OpenAI now tries to hide that ChatGPT was trained on copyrighted books, including J.K. Rowling's Harry Potter series

L4sBot@lemmy.world · 1 year ago

OpenAI now tries to hide that ChatGPT was trained on copyrighted books, including J.K. Rowling's Harry Potter series

Blapoo@lemmy.ml · 1 year ago

We have to distinguish between LLMs

Trained on copyrighted material and
Outputting copyrighted material

They are not one and the same

Even_Adder@lemmy.dbzer0.com · 1 year ago

Yeah, this headline is trying to make it seem like training on copyrighted material is or should be wrong.

scv@discuss.online · 1 year ago

Legally the output of the training could be considered a derived work. We treat brains differently here, that’s all.

I think the current intellectual property system makes no sense and AI is revealing that fact.
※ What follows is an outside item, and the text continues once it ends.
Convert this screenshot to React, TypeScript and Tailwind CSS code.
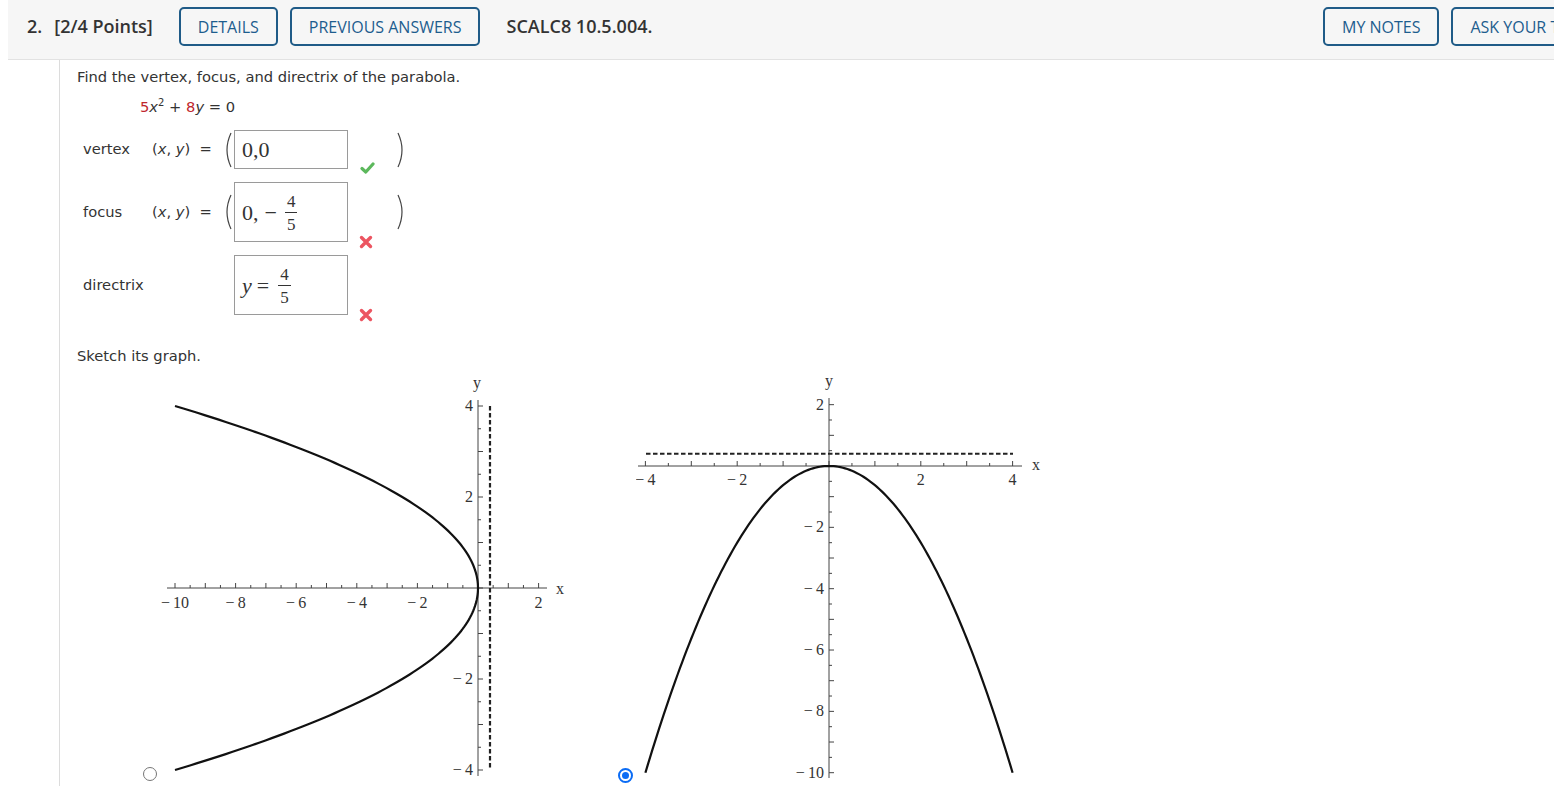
import React from 'react';

const serif = { fontFamily: '"Liberation Serif", "Times New Roman", serif' };

const HeaderButton = ({ label }: { label: string }) => (
  <div className="h-[39px] px-[17px] shrink-0 whitespace-nowrap flex items-center border-2 border-[#1f5b87] rounded-[5px] text-[16px] font-medium text-[#1d5d8e]">
    {label}
  </div>
);

const Paren = ({ right = false }: { right?: boolean }) => (
  <svg width="12" height="38" viewBox="0 0 12 38" className="shrink-0">
    <path
      d={right ? 'M3 2 Q11 19 3 36' : 'M9 2 Q1 19 9 36'}
      fill="none"
      stroke="#444"
      strokeWidth="1.2"
    />
  </svg>
);

const Check = () => (
  <svg width="15" height="12" viewBox="0 0 15 12">
    <path d="M2 6.5 L5.8 10 L13 2" fill="none" stroke="#5cb85c" strokeWidth="3.2" strokeLinecap="round" strokeLinejoin="round" />
  </svg>
);

const Cross = () => (
  <svg width="14" height="14" viewBox="0 0 14 14">
    <path d="M2.5 2.5 L11.5 11.5 M11.5 2.5 L2.5 11.5" stroke="#ec5561" strokeWidth="3.4" strokeLinecap="round" />
  </svg>
);

const Frac = ({ n, d }: { n: string; d: string }) => (
  <span className="inline-flex flex-col items-center text-[17px] leading-none">
    <span className="px-[2px] pb-[2px]">{n}</span>
    <span className="px-[2px] pt-[3px] border-t border-[#333]">{d}</span>
  </span>
);

const Box = ({ tall, children }: { tall?: boolean; children: React.ReactNode }) => (
  <div
    className={`${tall ? 'h-[60px]' : 'h-[39px]'} w-[114px] shrink-0 border border-[#9a9a9a] bg-white flex items-center pl-[7px] text-[#333]`}
    style={serif}
  >
    {children}
  </div>
);

type Tick = { x1: number; y1: number; x2: number; y2: number };

function ticks(from: number, to: number, fn: (v: number, major: boolean) => Tick) {
  const out: Tick[] = [];
  for (let k = from; k <= to; k++) {
    out.push(fn(k / 2, k % 2 === 0));
  }
  return out;
}

const num = (v: number) => (v < 0 ? '\u2212\u2009' + -v : String(v));

const GraphLeft = () => {
  const X0 = 478, Y0 = 585, SX = 30.3, SY = 45.5;
  const px = (x: number) => X0 + SX * x;
  const py = (y: number) => Y0 - SY * y;
  let d = '';
  for (let i = 0; i <= 160; i++) {
    const y = -4 + i * 0.05;
    const x = -0.625 * y * y;
    d += (i === 0 ? 'M' : 'L') + px(x).toFixed(2) + ' ' + py(y).toFixed(2) + ' ';
  }
  const xt = ticks(-20, 4, (v, m) => ({ x1: px(v), y1: Y0, x2: px(v), y2: Y0 - (m ? 5 : 3) }));
  const yt = ticks(-8, 8, (v, m) => ({ x1: X0, y1: py(v), x2: X0 + (m ? 5 : 3), y2: py(v) }));
  return (
    <svg width="420" height="421" viewBox="160 365 420 421" className="shrink-0" style={serif}>
      <line x1="167" y1={Y0} x2="547" y2={Y0} stroke="#444" strokeWidth="1" />
      <line x1={X0} y1="397" x2={X0} y2="773" stroke="#444" strokeWidth="1" />
      {xt.concat(yt).map((t, i) => (
        <line key={i} {...t} stroke="#444" strokeWidth="1" />
      ))}
      <line x1="490" y1="403" x2="490" y2="767" stroke="#222" strokeWidth="2.2" strokeDasharray="4.5 2.5" />
      <path d={d} fill="none" stroke="#111" strokeWidth="2.2" />
      {[-10, -8, -6, -4, -2, 2].map(v => (
        <text key={v} x={px(v)} y={Y0 + 20} fontSize="16" textAnchor="middle" fill="#333">
          {num(v)}
        </text>
      ))}
      {[4, 2, -2, -4].map(v => (
        <text key={v} x={X0 - 5} y={py(v) + 5} fontSize="16" textAnchor="end" fill="#333">
          {num(v)}
        </text>
      ))}
      <text x="477" y="385" fontSize="16" textAnchor="middle" fill="#333">y</text>
      <text x="560" y="591" fontSize="16" textAnchor="middle" fill="#333">x</text>
    </svg>
  );
};

const GraphRight = () => {
  const X0 = 829, Y0 = 463, SX = 45.9, SY = 30.67;
  const px = (x: number) => X0 + SX * x;
  const py = (y: number) => Y0 - SY * y;
  let d = '';
  for (let i = 0; i <= 160; i++) {
    const x = -4 + i * 0.05;
    const y = -0.625 * x * x;
    d += (i === 0 ? 'M' : 'L') + px(x).toFixed(2) + ' ' + py(y).toFixed(2) + ' ';
  }
  const xt = ticks(-8, 8, (v, m) => ({ x1: px(v), y1: Y0, x2: px(v), y2: Y0 - (m ? 5 : 3) }));
  const yt = ticks(-20, 4, (v, m) => ({ x1: X0, y1: py(v), x2: X0 + (m ? 5 : 3), y2: py(v) }));
  return (
    <svg width="420" height="421" viewBox="636 365 420 421" className="shrink-0" style={serif}>
      <line x1="638" y1={Y0} x2="1022" y2={Y0} stroke="#444" strokeWidth="1" />
      <line x1={X0} y1="395" x2={X0} y2="775" stroke="#444" strokeWidth="1" />
      {xt.concat(yt).map((t, i) => (
        <line key={i} {...t} stroke="#444" strokeWidth="1" />
      ))}
      <line x1="646" y1={py(0.4)} x2="1013" y2={py(0.4)} stroke="#222" strokeWidth="2.2" strokeDasharray="4.5 2.5" />
      <path d={d} fill="none" stroke="#111" strokeWidth="2.2" />
      {[-4, -2, 2, 4].map(v => (
        <text key={v} x={px(v)} y={Y0 + 19} fontSize="16" textAnchor="middle" fill="#333">
          {num(v)}
        </text>
      ))}
      {[2, -2, -4, -6, -8, -10].map(v => (
        <text key={v} x={X0 - 5} y={py(v) + 5} fontSize="16" textAnchor="end" fill="#333">
          {num(v)}
        </text>
      ))}
      <text x="829" y="383" fontSize="16" textAnchor="middle" fill="#333">y</text>
      <text x="1036" y="467" fontSize="16" textAnchor="middle" fill="#333">x</text>
    </svg>
  );
};

export default function App() {
  return (
    <div className="w-[1554px] min-h-[786px] bg-white overflow-hidden" style={{ fontFamily: '"DejaVu Sans", Verdana, sans-serif' }}>
      {/* question header */}
      <div
        className="ml-[8px] h-[60px] bg-[#f6f6f6] border-b border-[#e2e2e2] flex items-start pt-[7px] pl-[19px] overflow-hidden text-[#333]"
        style={{ fontFamily: '"Open Sans", Arial, sans-serif' }}
      >
        <div className="h-[39px] flex items-center text-[18px] font-semibold whitespace-nowrap">
          <span>2.</span>
          <span className="ml-[12px]">[2/4 Points]</span>
        </div>
        <div className="ml-[26px]"><HeaderButton label="DETAILS" /></div>
        <div className="ml-[12px]"><HeaderButton label="PREVIOUS ANSWERS" /></div>
        <div className="ml-[26px] h-[39px] flex items-center text-[18px] font-semibold whitespace-nowrap">SCALC8 10.5.004.</div>
        <div className="ml-auto w-[231px] shrink-0 overflow-hidden flex gap-[12px]">
          <HeaderButton label="MY NOTES" />
          <HeaderButton label="ASK YOUR TEACHER" />
        </div>
      </div>

      {/* question body */}
      <div className="ml-[59px] border-l border-[#dcdcdc] pl-[17px] pt-[9px] text-[14.7px] text-[#333] min-h-[726px]">
        <p className="leading-[16px]">Find the vertex, focus, and directrix of the parabola.</p>
        <p className="leading-[16px] mt-[14px] ml-[63px] whitespace-nowrap">
          <span className="text-[#c0272d]">5</span>
          <i>x</i>
          <sup className="text-[10px] relative -top-[6px]">2</sup> + <span className="text-[#c0272d]">8</span>
          <i>y</i> = 0
        </p>

        <div className="ml-[6px] mt-[15px]">
          {/* vertex */}
          <div className="flex items-center">
            <div className="w-[69px] shrink-0">vertex</div>
            <div className="w-[70px] shrink-0 whitespace-nowrap">(<i>x</i>, <i>y</i>) &nbsp;=</div>
            <Paren />
            <Box>
              <span className="text-[22px]">0,0</span>
            </Box>
            <div className="w-[47px] shrink-0 self-end translate-y-[5px] pl-[12px]"><Check /></div>
            <Paren right />
          </div>

          {/* focus */}
          <div className="flex items-center mt-[13px]">
            <div className="w-[69px] shrink-0">focus</div>
            <div className="w-[70px] shrink-0 whitespace-nowrap">(<i>x</i>, <i>y</i>) &nbsp;=</div>
            <Paren />
            <Box tall>
              <span className="text-[22px]">0,</span>
              <span className="text-[22px] ml-[6px]">{'\u2212'}</span>
              <span className="ml-[8px]"><Frac n="4" d="5" /></span>
            </Box>
            <div className="w-[47px] shrink-0 self-end translate-y-[7px] pl-[11px]"><Cross /></div>
            <Paren right />
          </div>

          {/* directrix */}
          <div className="flex items-center mt-[13px]">
            <div className="w-[151px] shrink-0">directrix</div>
            <Box tall>
              <span className="text-[22px] italic">y</span>
              <span className="text-[22px] ml-[5px]">=</span>
              <span className="ml-[9px]"><Frac n="4" d="5" /></span>
            </Box>
            <div className="w-[47px] shrink-0 self-end translate-y-[7px] pl-[11px]"><Cross /></div>
          </div>
        </div>

        <p className="leading-[16px] mt-[33px]">Sketch its graph.</p>

        <div className="flex items-end mt-[4px] ml-[66px]">
          <div className="flex items-end">
            <div className="w-[14px] h-[14px] mb-[8px] mr-[3px] rounded-full border border-[#767676] bg-white shrink-0" />
            <GraphLeft />
          </div>
          <div className="flex items-end ml-[38px]">
            <div className="w-[15px] h-[15px] mb-[6px] mr-[3px] rounded-full border-2 border-[#0b6cf5] bg-white flex items-center justify-center shrink-0">
              <div className="w-[7px] h-[7px] rounded-full bg-[#0b6cf5]" />
            </div>
            <GraphRight />
          </div>
        </div>
      </div>
    </div>
  );
}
TropicalDingdong@lemmy.world · 1 year ago

I think this brings up broader questions about the currently quite extreme interpretation of copyright. Personally I don’t think its wrong to sample from or create derivative works from something that is accessible. If its not behind lock and key, its free to use. If you have a problem with that, then put it behind lock and key. No one is forcing you to share your art with the world.

Technoguyfication@lemmy.ml · 1 year ago

People are acting like ChatGPT is storing the entire Harry Potter series in its neural net somewhere. It’s not storing or reproducing text in a 1:1 manner from the original material. Certain material, like very popular books, has likely been interpreted tens of thousands of times due to how many times it was reposted online (and therefore how many times it appeared in the training data).

Just because it can recite certain passages almost perfectly doesn’t mean it’s redistributing copyrighted books. How many quotes do you know perfectly from books you’ve read before? I would guess quite a few. LLMs are doing the same thing, but on mega steroids with a nearly limitless capacity for information retention.

Teritz@feddit.de · 1 year ago

Using Copyrighted Work as Art as example still influences the AI which their make Profit from.

If they use my Works then they need to pay thats it.

TropicalDingdong@lemmy.world · 1 year ago

Its a bit pedantic, but I’m not really sure I support this kind of extremist view of copyright and the scale of whats being interpreted as ‘possessed’ under the idea of copyright. Once an idea is communicated, it becomes a part of the collective consciousness. Different people interpret and build upon that idea in various ways, making it a dynamic entity that evolves beyond the original creator’s intention. Its like issues with sampling beats or records in the early days of hiphop. Its like the very principal of an idea goes against this vision, more that, once you put something out into the commons, its irretrievable. Its not really yours any more once its been communicated. I think if you want to keep an idea truly yours, then you should keep it to yourself. Otherwise you are participating in a shared vision of the idea. You don’t control how the idea is interpreted so its not really yours any more.

If thats ChatGPT or Public Enemy is neither here nor there to me. The idea that a work like Peter Pan is still possessed is such a very real but very silly obvious malady of this weirdly accepted but very extreme view of the ability to possess an idea.

Bogasse@lemmy.world · 1 year ago

Well, I’d consider agreeing if the LLMs were considered as a generic knowledge database. However I had the impression that the whole response from OpenAI & cie. to this copyright issue is “they build original content”, both for LLMs and stable diffusion models. Now that they started this line of defence I think that they are stuck with proving that their “original content” is not derivated from copyrighted content 🤷

TropicalDingdong@lemmy.world · 1 year ago

Well, I’d consider agreeing if the LLMs were considered as a generic knowledge database. However I had the impression that the whole response from OpenAI & cie. to this copyright issue is “they build original content”, both for LLMs and stable diffusion models. Now that they started this line of defence I think that they are stuck with proving that their “original content” is not derivated from copyrighted content 🤷

Yeah I suppose that’s on them.

treefrog@lemm.ee · 1 year ago

If you sample someone else’s music and turn around and try to sell it, without first asking permission from the original artist, that’s copyright infringement.

So, if the same rules apply, as your post suggests, OpenAI is also infringing on copyright.

TropicalDingdong@lemmy.world · 1 year ago

If you sample someone else’s music and turn around and try to sell it, without first asking permission from the original artist, that’s copyright infringement.

I think you completely and thoroughly do not understand what I’m saying or why I’m saying it. No where did I suggest that I do not understand modern copyright. I’m saying I’m questioning my belief in this extreme interpretation of copyright which is represented by exactly what you just parroted. That this interpretation is both functionally and materially unworkable, but also antithetical to a reasonable understanding of how ideas and communication work.